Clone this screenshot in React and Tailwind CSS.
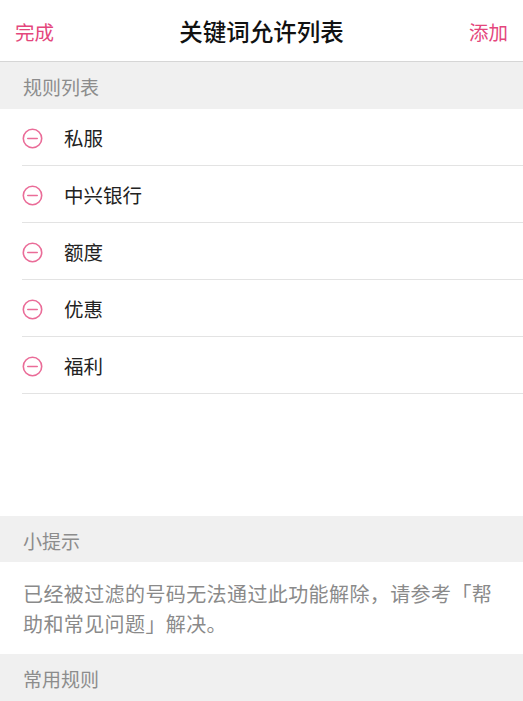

...

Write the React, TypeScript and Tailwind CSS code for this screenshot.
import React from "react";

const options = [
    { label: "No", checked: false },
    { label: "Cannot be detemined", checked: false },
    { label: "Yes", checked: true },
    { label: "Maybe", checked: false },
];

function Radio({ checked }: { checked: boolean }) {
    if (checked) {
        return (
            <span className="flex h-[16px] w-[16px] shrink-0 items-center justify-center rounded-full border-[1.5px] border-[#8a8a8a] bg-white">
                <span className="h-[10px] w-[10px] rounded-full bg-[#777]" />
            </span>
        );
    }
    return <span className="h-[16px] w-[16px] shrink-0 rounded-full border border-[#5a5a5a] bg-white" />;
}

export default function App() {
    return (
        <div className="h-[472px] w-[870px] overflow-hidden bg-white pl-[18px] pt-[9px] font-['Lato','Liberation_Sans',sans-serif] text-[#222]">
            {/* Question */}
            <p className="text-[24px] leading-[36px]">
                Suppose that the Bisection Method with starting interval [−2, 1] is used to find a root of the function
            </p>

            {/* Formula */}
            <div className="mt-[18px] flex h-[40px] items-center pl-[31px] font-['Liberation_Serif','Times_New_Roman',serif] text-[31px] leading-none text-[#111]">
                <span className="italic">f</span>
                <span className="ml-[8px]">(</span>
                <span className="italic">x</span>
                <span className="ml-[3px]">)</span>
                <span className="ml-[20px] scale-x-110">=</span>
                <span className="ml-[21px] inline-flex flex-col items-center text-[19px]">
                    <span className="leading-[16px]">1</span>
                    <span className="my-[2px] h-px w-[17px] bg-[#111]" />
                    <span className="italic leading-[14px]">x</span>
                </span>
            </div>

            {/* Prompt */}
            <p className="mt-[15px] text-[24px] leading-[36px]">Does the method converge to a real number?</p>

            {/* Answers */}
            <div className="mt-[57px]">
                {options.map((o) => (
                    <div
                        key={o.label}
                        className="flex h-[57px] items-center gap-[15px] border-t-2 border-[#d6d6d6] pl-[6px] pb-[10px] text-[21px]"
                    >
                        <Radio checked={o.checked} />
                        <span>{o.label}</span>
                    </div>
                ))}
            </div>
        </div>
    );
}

## PROBLEM DETAILS
From the entries above, select each line containing the string "this".

## FINAL RESULT
Clone this screenshot in React and Tailwind CSS.
Write the React, TypeScript and Tailwind CSS code for this screenshot.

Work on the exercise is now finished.